>> Begin

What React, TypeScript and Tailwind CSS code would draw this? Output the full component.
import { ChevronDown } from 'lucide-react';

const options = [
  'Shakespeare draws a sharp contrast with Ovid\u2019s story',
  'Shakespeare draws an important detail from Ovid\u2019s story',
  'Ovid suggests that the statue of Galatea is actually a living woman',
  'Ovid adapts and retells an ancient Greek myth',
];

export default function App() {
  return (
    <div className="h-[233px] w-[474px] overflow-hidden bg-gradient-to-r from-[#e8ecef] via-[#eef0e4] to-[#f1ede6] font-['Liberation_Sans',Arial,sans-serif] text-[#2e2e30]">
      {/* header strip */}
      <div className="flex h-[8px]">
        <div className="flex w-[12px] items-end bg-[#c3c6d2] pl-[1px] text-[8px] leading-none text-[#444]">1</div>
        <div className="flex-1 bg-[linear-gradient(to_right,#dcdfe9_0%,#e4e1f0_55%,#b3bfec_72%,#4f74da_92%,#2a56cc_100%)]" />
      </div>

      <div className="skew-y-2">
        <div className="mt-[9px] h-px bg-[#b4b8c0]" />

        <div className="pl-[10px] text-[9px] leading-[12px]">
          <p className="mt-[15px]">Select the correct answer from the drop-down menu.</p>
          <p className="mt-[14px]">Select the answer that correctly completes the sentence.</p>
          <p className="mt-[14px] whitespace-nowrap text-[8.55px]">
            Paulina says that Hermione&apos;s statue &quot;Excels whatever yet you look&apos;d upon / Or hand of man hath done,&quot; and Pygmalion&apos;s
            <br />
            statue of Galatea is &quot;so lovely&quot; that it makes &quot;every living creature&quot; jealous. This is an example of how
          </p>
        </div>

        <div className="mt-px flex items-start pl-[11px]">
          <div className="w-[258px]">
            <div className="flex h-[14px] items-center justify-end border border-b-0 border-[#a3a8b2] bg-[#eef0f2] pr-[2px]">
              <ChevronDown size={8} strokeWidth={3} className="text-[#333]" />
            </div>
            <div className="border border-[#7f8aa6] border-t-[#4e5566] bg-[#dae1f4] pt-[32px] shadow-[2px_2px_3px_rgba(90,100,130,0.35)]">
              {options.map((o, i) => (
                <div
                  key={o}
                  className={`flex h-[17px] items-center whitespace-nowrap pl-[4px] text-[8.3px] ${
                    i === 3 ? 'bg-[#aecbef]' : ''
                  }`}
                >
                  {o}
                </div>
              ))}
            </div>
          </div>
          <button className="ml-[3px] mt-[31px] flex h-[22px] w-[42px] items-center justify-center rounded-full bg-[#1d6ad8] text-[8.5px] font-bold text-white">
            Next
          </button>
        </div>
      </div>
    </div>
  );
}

>> End
>> Begin

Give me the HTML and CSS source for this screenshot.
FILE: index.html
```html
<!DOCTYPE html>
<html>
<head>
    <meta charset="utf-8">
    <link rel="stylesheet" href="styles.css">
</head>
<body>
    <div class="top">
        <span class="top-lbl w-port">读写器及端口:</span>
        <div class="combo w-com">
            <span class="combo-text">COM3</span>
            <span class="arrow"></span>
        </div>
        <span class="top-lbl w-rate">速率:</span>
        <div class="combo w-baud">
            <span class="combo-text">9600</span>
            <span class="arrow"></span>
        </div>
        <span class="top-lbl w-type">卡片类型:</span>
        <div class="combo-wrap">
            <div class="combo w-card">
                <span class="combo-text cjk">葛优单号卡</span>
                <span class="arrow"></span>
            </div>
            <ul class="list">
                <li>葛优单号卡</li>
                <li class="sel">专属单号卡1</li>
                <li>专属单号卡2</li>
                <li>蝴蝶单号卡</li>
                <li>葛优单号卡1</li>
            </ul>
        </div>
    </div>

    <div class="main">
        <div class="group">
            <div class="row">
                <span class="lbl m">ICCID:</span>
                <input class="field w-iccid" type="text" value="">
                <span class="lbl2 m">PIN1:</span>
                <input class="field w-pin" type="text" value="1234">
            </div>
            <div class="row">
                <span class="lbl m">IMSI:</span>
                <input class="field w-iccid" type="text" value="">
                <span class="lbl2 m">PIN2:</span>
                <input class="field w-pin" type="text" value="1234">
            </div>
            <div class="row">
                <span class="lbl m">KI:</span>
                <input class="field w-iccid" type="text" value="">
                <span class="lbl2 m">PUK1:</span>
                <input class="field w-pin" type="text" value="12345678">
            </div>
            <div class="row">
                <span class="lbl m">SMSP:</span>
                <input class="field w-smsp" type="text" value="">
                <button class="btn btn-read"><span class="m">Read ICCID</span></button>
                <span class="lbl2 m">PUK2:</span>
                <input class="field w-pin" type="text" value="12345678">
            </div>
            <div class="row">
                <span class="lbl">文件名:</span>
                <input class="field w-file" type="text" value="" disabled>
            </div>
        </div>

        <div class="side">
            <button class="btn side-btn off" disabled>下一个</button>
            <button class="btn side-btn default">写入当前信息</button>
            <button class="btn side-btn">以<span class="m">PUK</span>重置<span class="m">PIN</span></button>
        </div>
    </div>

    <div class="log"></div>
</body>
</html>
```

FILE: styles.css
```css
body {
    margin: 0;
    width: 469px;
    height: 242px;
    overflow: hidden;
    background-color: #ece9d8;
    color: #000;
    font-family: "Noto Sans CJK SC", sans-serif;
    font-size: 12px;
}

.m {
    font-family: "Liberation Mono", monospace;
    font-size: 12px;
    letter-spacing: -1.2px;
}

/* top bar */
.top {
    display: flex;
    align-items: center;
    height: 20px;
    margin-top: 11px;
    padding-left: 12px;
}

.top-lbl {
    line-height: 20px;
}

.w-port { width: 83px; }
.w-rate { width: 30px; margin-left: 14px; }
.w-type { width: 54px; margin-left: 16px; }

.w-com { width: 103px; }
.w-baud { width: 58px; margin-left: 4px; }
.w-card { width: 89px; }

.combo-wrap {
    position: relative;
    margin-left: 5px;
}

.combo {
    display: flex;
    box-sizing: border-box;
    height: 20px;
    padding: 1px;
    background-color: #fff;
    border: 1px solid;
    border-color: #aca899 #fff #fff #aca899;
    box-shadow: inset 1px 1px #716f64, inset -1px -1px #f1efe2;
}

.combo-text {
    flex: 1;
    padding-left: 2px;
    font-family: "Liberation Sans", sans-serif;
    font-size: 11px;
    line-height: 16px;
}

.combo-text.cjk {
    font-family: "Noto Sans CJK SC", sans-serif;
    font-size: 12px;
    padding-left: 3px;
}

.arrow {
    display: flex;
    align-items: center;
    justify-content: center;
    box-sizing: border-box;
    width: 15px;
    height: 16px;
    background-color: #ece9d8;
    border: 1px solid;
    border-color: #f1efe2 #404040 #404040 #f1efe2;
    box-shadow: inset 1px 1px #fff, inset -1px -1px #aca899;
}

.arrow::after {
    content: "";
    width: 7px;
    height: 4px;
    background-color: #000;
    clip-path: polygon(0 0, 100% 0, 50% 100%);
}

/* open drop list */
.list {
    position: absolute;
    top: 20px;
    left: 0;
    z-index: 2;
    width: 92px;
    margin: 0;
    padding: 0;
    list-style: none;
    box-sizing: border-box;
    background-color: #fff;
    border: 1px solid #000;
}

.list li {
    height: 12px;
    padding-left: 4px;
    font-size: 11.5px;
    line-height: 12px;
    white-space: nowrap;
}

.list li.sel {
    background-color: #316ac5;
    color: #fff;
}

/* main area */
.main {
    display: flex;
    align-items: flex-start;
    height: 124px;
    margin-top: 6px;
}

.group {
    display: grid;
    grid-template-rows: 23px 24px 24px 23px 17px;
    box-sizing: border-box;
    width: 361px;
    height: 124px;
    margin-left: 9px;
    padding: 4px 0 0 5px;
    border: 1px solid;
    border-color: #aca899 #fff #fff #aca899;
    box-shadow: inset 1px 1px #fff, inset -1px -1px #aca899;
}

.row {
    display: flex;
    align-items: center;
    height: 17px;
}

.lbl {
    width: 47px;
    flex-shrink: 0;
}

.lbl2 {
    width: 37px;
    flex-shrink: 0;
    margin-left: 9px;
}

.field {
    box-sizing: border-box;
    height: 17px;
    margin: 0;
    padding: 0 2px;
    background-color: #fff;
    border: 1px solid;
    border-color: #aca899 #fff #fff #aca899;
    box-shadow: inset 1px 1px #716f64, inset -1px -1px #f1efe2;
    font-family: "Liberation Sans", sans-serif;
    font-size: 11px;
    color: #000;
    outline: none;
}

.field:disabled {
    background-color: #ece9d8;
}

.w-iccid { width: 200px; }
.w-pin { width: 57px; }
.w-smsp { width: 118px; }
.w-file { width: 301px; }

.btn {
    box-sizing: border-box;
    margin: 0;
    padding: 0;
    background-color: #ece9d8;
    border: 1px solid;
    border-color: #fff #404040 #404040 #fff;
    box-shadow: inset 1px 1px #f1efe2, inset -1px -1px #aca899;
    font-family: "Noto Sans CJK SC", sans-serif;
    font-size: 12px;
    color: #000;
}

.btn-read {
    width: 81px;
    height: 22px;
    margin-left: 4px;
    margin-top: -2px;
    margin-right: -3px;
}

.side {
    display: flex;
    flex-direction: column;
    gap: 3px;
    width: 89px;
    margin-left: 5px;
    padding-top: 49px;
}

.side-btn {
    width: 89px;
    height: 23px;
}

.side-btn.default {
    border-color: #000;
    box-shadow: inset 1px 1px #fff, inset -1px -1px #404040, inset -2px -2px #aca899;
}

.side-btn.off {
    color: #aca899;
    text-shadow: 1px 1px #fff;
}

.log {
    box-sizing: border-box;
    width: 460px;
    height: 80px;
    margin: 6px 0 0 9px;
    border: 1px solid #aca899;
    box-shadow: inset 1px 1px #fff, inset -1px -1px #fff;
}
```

>> End

### YOUR INSTRUCTIONS:
List all lines in the material containing the string "full".

### EXERCISE RESPONSE:
What React, TypeScript and Tailwind CSS code would draw this? Output the full component.
          <button className="ml-[3px] mt-[31px] flex h-[22px] w-[42px] items-center justify-center rounded-full bg-[#1d6ad8] text-[8.5px] font-bold text-white">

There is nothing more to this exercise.